**Stated goal:** In the material below, find all lines with the string "styles" and copy them.

<<<<

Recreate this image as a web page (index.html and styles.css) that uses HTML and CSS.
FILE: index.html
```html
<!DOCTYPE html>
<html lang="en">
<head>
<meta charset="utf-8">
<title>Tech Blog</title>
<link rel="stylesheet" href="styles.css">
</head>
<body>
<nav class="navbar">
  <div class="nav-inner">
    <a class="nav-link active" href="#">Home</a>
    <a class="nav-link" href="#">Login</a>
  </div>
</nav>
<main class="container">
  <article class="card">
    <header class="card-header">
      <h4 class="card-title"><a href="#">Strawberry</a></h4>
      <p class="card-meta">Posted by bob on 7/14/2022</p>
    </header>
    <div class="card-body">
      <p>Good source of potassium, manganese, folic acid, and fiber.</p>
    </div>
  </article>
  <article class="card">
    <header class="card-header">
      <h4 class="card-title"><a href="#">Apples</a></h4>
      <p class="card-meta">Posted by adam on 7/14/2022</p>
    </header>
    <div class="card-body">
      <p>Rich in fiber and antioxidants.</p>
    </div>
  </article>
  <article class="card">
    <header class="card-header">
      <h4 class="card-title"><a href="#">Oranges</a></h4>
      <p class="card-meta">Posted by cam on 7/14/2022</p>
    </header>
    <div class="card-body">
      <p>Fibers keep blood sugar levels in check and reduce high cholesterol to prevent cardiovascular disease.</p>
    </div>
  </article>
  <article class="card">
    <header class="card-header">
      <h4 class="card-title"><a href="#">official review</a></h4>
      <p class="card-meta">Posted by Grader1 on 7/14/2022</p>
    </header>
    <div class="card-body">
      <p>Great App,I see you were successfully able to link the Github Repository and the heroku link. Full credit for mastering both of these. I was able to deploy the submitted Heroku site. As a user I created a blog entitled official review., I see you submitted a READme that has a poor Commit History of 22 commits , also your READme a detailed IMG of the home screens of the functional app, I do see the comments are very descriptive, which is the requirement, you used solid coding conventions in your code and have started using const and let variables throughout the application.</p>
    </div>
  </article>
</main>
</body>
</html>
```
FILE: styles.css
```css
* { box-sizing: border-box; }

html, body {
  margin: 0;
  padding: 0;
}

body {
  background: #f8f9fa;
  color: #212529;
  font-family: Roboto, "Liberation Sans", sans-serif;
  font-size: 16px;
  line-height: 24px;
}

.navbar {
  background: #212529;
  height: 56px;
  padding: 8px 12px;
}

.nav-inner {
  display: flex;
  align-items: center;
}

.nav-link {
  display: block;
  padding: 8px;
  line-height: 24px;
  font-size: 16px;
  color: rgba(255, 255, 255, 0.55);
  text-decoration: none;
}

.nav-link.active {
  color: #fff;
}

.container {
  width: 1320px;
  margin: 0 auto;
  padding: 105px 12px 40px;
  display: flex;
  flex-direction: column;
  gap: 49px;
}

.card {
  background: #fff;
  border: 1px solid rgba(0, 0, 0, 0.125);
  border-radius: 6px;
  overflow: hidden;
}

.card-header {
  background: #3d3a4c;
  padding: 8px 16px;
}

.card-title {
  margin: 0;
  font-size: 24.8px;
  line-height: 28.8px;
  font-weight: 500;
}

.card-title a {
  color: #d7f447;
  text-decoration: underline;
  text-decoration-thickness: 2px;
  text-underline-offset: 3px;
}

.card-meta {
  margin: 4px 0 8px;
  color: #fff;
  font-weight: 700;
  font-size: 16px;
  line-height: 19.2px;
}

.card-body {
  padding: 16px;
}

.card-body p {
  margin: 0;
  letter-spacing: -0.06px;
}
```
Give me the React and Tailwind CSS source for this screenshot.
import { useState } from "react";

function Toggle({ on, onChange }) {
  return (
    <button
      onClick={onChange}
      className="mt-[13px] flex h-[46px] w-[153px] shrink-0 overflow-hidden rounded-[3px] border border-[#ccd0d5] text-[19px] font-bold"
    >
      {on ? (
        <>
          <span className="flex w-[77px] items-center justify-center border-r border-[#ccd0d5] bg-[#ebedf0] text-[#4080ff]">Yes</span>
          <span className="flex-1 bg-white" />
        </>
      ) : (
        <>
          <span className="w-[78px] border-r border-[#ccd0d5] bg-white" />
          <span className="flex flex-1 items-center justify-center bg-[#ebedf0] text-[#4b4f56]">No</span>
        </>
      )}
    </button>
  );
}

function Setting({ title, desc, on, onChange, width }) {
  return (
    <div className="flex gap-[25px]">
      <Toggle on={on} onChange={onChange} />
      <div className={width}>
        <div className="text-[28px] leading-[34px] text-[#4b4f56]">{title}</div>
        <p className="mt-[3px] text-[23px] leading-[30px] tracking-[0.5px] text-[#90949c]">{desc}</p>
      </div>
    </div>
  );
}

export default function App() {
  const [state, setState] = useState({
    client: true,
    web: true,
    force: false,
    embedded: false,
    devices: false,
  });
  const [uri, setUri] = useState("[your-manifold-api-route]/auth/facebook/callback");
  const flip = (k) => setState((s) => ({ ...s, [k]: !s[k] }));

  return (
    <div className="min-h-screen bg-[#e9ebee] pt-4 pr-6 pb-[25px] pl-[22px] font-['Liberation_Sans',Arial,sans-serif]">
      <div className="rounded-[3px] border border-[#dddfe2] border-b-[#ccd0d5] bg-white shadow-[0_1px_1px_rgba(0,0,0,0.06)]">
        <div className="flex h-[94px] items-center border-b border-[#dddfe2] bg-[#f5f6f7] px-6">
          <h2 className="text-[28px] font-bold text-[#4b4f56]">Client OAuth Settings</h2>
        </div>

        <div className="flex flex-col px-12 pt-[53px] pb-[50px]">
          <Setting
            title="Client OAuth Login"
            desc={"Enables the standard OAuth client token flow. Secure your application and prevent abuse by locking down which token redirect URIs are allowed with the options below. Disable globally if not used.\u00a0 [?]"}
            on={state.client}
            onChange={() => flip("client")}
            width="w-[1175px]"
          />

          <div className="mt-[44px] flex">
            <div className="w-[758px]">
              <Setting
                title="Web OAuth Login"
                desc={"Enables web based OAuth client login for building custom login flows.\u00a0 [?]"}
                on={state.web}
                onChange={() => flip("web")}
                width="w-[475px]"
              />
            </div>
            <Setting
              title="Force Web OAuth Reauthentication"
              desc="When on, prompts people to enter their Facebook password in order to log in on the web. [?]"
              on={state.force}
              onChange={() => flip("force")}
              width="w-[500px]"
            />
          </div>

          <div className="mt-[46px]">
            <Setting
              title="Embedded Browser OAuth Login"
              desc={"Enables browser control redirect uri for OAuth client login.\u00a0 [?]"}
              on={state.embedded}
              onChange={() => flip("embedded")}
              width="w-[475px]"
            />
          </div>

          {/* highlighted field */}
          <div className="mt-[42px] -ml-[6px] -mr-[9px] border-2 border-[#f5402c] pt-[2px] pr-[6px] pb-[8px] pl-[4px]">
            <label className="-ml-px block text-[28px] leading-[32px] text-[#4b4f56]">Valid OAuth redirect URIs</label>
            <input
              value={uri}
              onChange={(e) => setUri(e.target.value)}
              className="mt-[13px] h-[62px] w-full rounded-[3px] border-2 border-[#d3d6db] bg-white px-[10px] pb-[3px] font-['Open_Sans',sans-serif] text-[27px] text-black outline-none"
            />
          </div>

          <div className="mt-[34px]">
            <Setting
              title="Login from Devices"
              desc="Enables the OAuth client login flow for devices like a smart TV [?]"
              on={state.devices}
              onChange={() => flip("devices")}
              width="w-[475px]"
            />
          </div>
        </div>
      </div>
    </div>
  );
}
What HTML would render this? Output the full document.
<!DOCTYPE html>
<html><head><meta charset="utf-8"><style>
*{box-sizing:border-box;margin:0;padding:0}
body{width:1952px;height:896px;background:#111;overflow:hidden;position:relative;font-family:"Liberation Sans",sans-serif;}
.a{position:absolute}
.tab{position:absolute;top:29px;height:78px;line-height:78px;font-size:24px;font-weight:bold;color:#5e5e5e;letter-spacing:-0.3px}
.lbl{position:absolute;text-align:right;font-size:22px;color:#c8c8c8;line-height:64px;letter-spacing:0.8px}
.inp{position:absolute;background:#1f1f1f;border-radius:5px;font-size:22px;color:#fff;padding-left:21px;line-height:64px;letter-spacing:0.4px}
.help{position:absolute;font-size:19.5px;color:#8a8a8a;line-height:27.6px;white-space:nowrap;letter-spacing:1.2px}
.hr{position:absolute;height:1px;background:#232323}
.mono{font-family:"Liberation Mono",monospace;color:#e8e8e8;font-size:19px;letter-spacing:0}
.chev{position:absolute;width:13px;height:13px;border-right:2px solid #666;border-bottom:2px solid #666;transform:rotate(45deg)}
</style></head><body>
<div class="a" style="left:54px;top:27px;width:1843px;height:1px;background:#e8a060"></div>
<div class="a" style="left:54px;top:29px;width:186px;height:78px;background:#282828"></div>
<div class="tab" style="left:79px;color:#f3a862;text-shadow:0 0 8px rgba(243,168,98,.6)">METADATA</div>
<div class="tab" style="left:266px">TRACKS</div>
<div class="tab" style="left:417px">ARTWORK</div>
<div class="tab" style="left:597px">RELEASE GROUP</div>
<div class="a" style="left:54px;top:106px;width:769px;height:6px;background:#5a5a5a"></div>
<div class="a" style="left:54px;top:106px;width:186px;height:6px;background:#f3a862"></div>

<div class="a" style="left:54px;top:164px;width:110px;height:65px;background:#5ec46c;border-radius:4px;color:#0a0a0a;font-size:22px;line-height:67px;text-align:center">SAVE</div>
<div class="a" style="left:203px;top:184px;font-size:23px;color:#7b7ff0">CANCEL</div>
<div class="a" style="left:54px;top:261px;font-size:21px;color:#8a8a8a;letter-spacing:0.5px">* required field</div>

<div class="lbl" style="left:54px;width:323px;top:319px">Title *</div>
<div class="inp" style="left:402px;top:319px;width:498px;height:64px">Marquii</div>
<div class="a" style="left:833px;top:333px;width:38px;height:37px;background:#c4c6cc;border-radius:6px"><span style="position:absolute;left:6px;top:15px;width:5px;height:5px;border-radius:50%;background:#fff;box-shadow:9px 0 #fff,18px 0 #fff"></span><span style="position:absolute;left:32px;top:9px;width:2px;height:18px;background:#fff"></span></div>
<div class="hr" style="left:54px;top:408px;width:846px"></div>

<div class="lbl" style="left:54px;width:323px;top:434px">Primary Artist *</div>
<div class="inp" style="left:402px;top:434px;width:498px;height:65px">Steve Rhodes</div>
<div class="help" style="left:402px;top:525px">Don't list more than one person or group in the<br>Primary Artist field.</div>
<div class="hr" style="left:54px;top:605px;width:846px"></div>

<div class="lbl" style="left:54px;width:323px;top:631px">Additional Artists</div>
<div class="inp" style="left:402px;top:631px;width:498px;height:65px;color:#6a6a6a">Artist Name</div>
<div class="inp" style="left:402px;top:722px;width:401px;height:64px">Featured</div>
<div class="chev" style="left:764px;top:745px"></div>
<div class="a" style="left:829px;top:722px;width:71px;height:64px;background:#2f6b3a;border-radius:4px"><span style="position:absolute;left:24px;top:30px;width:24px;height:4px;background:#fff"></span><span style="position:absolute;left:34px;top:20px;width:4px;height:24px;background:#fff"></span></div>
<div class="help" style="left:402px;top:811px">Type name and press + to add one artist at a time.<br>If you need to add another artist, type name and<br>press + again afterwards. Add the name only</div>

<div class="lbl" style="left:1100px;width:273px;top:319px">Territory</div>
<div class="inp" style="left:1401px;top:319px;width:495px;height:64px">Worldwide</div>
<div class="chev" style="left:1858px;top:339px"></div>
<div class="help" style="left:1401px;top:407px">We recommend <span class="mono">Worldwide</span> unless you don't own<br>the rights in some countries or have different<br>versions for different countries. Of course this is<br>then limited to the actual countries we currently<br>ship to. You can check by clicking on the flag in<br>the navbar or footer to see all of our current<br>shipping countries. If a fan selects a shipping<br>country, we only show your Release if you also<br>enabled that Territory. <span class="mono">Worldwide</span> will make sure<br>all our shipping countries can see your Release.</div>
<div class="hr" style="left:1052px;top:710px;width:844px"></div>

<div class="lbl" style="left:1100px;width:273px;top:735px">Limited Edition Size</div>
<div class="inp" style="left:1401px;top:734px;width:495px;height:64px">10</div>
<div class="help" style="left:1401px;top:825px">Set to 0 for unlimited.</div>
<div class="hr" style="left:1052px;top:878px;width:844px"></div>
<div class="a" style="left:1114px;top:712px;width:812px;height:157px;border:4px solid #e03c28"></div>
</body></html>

>>>>

**Response to this task:**
Recreate this image as a web page (index.html and styles.css) that uses HTML and CSS.
<link rel="stylesheet" href="styles.css">
FILE: styles.css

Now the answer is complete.